Source records
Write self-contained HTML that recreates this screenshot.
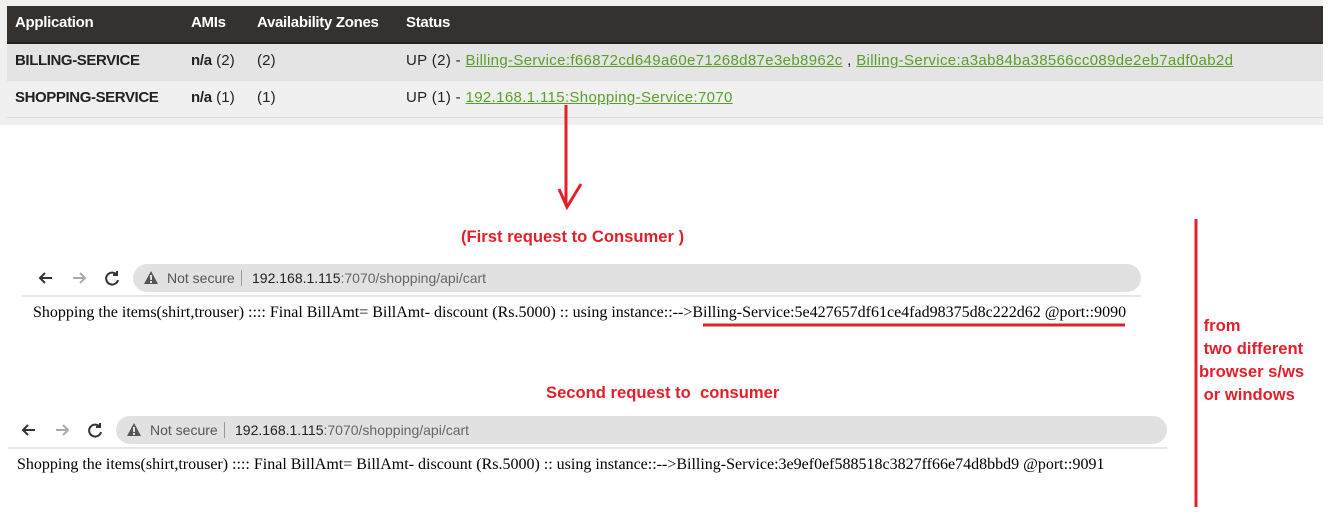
<!DOCTYPE html>
<html><head><meta charset="utf-8"><style>
*{margin:0;padding:0;box-sizing:border-box}
body{width:1329px;height:521px;background:#fff;position:relative;overflow:hidden;font-family:"Liberation Sans",sans-serif}
.abs{position:absolute;white-space:nowrap}
.top{position:absolute;left:0;top:0;width:1323px;height:125px;background:#f0f0f0}
.hdr{position:absolute;left:7px;top:6px;width:1316px;height:38px;background:#35312e;border-bottom:2px solid #222}
.hdr span{position:absolute;top:8px;color:#fff;font-weight:bold;font-size:15px;letter-spacing:-0.3px}
.r1{position:absolute;left:7px;top:44px;width:1316px;height:37px;background:#e4e4e4;border-bottom:1px solid #dde0e4}
.r2{position:absolute;left:7px;top:81px;width:1316px;height:37px;background:#f0f0f0;border-bottom:1px solid #dcdcdc}
.row span{position:absolute;top:8px;font-size:15px;color:#222;letter-spacing:0.15px}
.row span.st{letter-spacing:0.35px}
b{letter-spacing:-0.3px}
a{color:#5a9e2a;text-decoration:underline}
.red{color:#e3202a;font-weight:bold;font-size:16.6px;position:absolute;white-space:nowrap}
.url{position:absolute;height:28px;border-radius:14px;background:#e1e1e1;font-size:14px;color:#333}
.url .ns{position:absolute;top:6px;color:#555}
.url .u{position:absolute;top:6px;color:#222}
.url .sep{position:absolute;top:6px;width:1px;height:16px;background:#999}
.body{position:absolute;font-family:"Liberation Serif",serif;font-size:16px;color:#000;white-space:nowrap}
svg{z-index:5}
</style></head><body>
<div class="top"></div>
<div class="hdr">
<span style="left:8px">Application</span>
<span style="left:184px">AMIs</span>
<span style="left:250px">Availability Zones</span>
<span style="left:399px">Status</span>
</div>
<div class="r1 row">
<span style="left:8px;font-weight:bold;letter-spacing:-0.4px">BILLING-SERVICE</span>
<span style="left:184px"><b>n/a</b> (2)</span>
<span style="left:250px">(2)</span>
<span class="st" style="left:399px">UP (2) - <a>Billing-Service:f66872cd649a60e71268d87e3eb8962c</a> , <a>Billing-Service:a3ab84ba38566cc089de2eb7adf0ab2d</a></span>
</div>
<div class="r2 row">
<span style="left:8px;font-weight:bold;letter-spacing:-0.4px">SHOPPING-SERVICE</span>
<span style="left:184px"><b>n/a</b> (1)</span>
<span style="left:250px">(1)</span>
<span class="st" style="left:399px">UP (1) - <a>192.168.1.115:Shopping-Service:7070</a></span>
</div>

<div class="url" style="left:133px;top:264px;width:1008px">
<span class="ns" style="left:34px">Not secure</span><span class="sep" style="left:108px"></span>
<span class="u" style="left:119px">192.168.1.115<span style="color:#666">:7070/shopping/api/cart</span></span>
</div>
<div class="body" style="left:33px;top:304px">Shopping the items(shirt,trouser) :::: Final BillAmt= BillAmt- discount (Rs.5000) :: using instance::--&gt;Billing-Service:5e427657df61ce4fad98375d8c222d62 @port::9090</div>

<div class="url" style="left:116px;top:416px;width:1051px">
<span class="ns" style="left:34px">Not secure</span><span class="sep" style="left:108px"></span>
<span class="u" style="left:119px">192.168.1.115<span style="color:#666">:7070/shopping/api/cart</span></span>
</div>
<div class="body" style="left:17px;top:456px">Shopping the items(shirt,trouser) :::: Final BillAmt= BillAmt- discount (Rs.5000) :: using instance::--&gt;Billing-Service:3e9ef0ef588518c3827ff66e74d8bbd9 @port::9091</div>

<svg class="abs" style="left:0;top:0" width="1329" height="521">
<line x1="566" y1="105" x2="566" y2="205" stroke="#e3202a" stroke-width="3"/>
<polyline points="559,189 567,207 581,184" fill="none" stroke="#e3202a" stroke-width="3"/>
<line x1="1196" y1="219" x2="1196" y2="507" stroke="#e3202a" stroke-width="3"/>
<line x1="703" y1="325" x2="1125" y2="325" stroke="#e3202a" stroke-width="3"/>
<g stroke="#333" stroke-width="2" fill="none">
<path d="M52 278H40M45 273L40 278L45 283"/>
<path d="M73 278H85M80 273L85 278L80 283" stroke="#aaa"/>
<path d="M117 275A6 6 0 1 0 118 280M117 271V275H113"/>
<path d="M35 430H23M28 425L23 430L28 435"/>
<path d="M56 430H68M63 425L68 430L63 435" stroke="#aaa"/>
<path d="M100 427A6 6 0 1 0 101 432M100 423V427H96"/>
</g>
<line x1="22" y1="296" x2="1141" y2="296" stroke="#ccc"/>
<line x1="8" y1="448" x2="1167" y2="448" stroke="#ccc"/>
<polygon points="151,271 144,284 158,284" fill="#555"/>
<rect x="150" y="275" width="2" height="5" fill="#e1e1e1"/><rect x="150" y="281" width="2" height="2" fill="#e1e1e1"/>
<polygon points="134,423 127,436 141,436" fill="#555"/>
<rect x="133" y="427" width="2" height="5" fill="#e1e1e1"/><rect x="133" y="433" width="2" height="2" fill="#e1e1e1"/>
</svg>

<div class="red" style="left:461px;top:227px">(First request to Consumer )</div>
<div class="red" style="left:546px;top:383px">Second request to&nbsp; consumer</div>
<div class="red" style="left:1199px;top:314px;line-height:23px">&nbsp;from<br>&nbsp;two different<br>browser s/ws<br>&nbsp;or windows</div>
</body></html>
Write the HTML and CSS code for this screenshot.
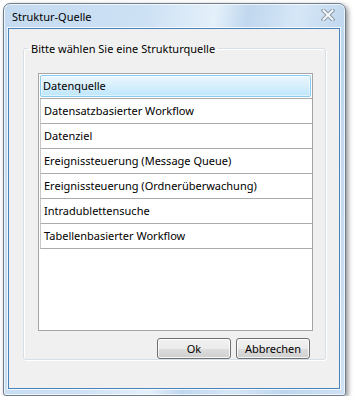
FILE: index.html
```html
<!DOCTYPE html>
<html lang="de">
<head>
  <meta charset="UTF-8">
  <title>Struktur-Quelle</title>
  <link rel="stylesheet" href="styles.css">
</head>
<body>

  <div class="window">
    <div class="titlebar">
      <span class="title">Struktur-Quelle</span>
      <!-- Schließen-Symbol -->
      <svg class="close" width="14" height="12" viewBox="0 0 14 12">
        <path d="M2.5 1.5 L11.5 10.5 M11.5 1.5 L2.5 10.5" stroke="#8d99a6" stroke-width="4" stroke-linecap="square"/>
        <path d="M2.5 1.5 L11.5 10.5 M11.5 1.5 L2.5 10.5" stroke="#f4f7fa" stroke-width="2" stroke-linecap="square"/>
      </svg>
    </div>

    <div class="client">
      <fieldset class="group">
        <legend>Bitte wählen Sie eine Strukturquelle</legend>
        <ul class="list" id="sourceList"></ul>

        <div class="buttons">
          <button class="btn">Ok</button>
          <button class="btn">Abbrechen</button>
        </div>
      </fieldset>
    </div>
  </div>

  <script>
    // Strukturquellen
    const sources = [
      'Datenquelle',
      'Datensatzbasierter Workflow',
      'Datenziel',
      'Ereignissteuerung (Message Queue)',
      'Ereignissteuerung (Ordnerüberwachung)',
      'Intradublettensuche',
      'Tabellenbasierter Workflow',
    ];
    const selectedIndex = 0;
    const listEl = document.getElementById('sourceList');
    sources.forEach((s, i) => {
      const li = document.createElement('li');
      li.className = 'item';
      if (i === selectedIndex) {
        li.classList.add('selected');
        li.innerHTML = `<div class="hl">${s}</div>`;
      } else {
        li.textContent = s;
      }
      listEl.appendChild(li);
    });
  </script>
</body>
</html>
```

FILE: styles.css
```css
body {
  margin: 0;
  padding: 3px 0 0 3px;
  background: #fff;
  font-family: 'Noto Sans', 'Open Sans', sans-serif;
  font-size: 11px;
  color: #000;
}
.window {
  width: 341px;
  height: 391px;
  border: 1px solid #6f7d8c;
  border-radius: 7px 7px 3px 3px;
  background: linear-gradient(100deg, #c3daf0 0%, #cde1f4 35%, #e4f0fa 52%, #c0d7ee 60%, #d6e7f7 72%, #bed6ed 85%, #cfe2f4 100%);
  box-shadow: 2px 2px 5px rgba(0,0,0,0.45), inset 0 0 0 1px rgba(255,255,255,0.7);
}
.titlebar {
  height: 24px;
  display: flex;
  align-items: center;
  justify-content: space-between;
  padding: 0 10px 0 8px;
}
.title {
  color: #000;
  font-size: 11px;
}
.close { margin-top: -2px; }
.client {
  height: 334px;
  margin: 0 5px 0 4px;
  border: 1px solid #4a84ba;
  box-shadow: 0 0 0 1px rgba(255,255,255,0.75);
  background: #f0f0f0;
  padding: 12px 13px 13px 14px;
}
.group {
  height: 319px;
  box-sizing: border-box;
  margin: 0;
  padding: 17px 12px 0 14px;
  border: 1px solid #d5dfe5;
  border-radius: 3px;
  box-shadow: inset 1px 1px 0 #fff, 1px 1px 0 #fff;
}
.group legend {
  padding: 0 3px;
  margin-left: -10px;
  line-height: 15px;
}
.list {
  list-style: none;
  margin: 0;
  padding: 0 0 0 1px;
  height: 256px;
  background: #fff;
  border: 1px solid #a5a5a5;
}
.item {
  height: 24px;
  line-height: 23px;
  padding-left: 3px;
  border-left: 1px solid #c8c8c8;
  border-bottom: 1px solid #ababab;
}
.item.selected {
  padding: 1px 1px 1px 0;
  height: 22px;
  border-left: none;
}
.hl {
  height: 20px;
  line-height: 20px;
  padding-left: 2px;
  border: 1px solid #8ccbf0;
  border-radius: 2px;
  background: linear-gradient(#eaf6fd, #d9effc 45%, #bee6fd);
  box-shadow: inset 0 0 0 1px rgba(255,255,255,0.5);
}
.buttons {
  display: flex;
  justify-content: flex-end;
  gap: 5px;
  margin-top: 7px;
  padding-right: 3px;
}
.btn {
  width: 74px;
  height: 21px;
  padding: 0;
  font-family: inherit;
  font-size: 11px;
  color: #000;
  border: 1px solid #707070;
  border-radius: 3px;
  background: linear-gradient(#f2f2f2, #ebebeb 50%, #dddddd 51%, #cfcfcf);
  box-shadow: inset 0 0 0 1px rgba(255,255,255,0.8);
}
```
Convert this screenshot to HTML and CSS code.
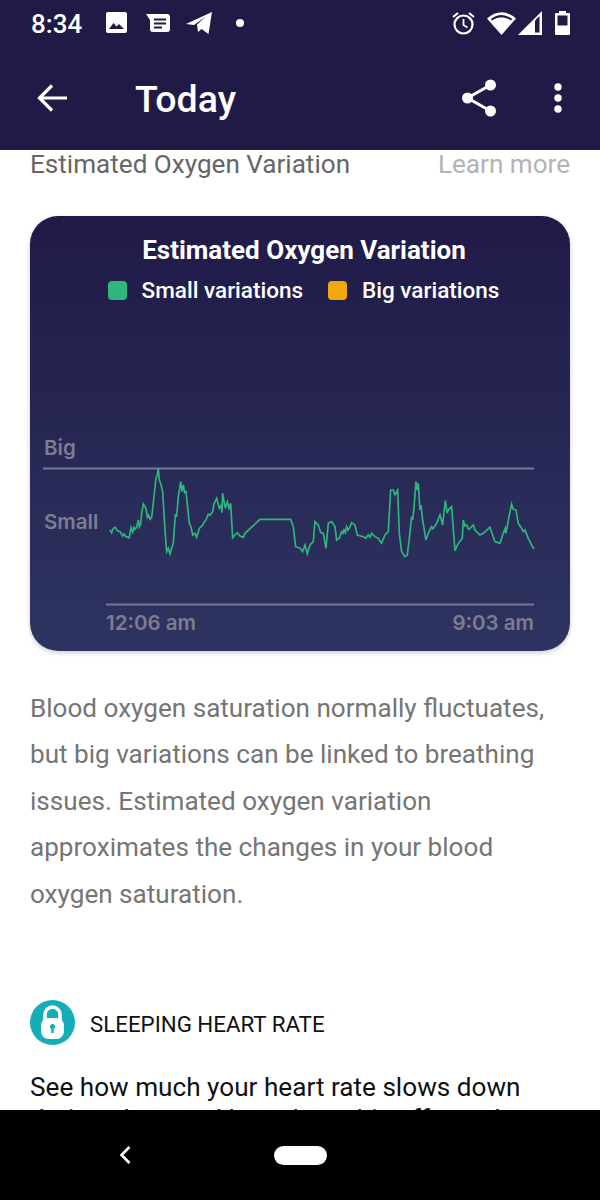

**Written request**
State how many lines of the records above contain "code", with no words besides the number.

**Task solution**
2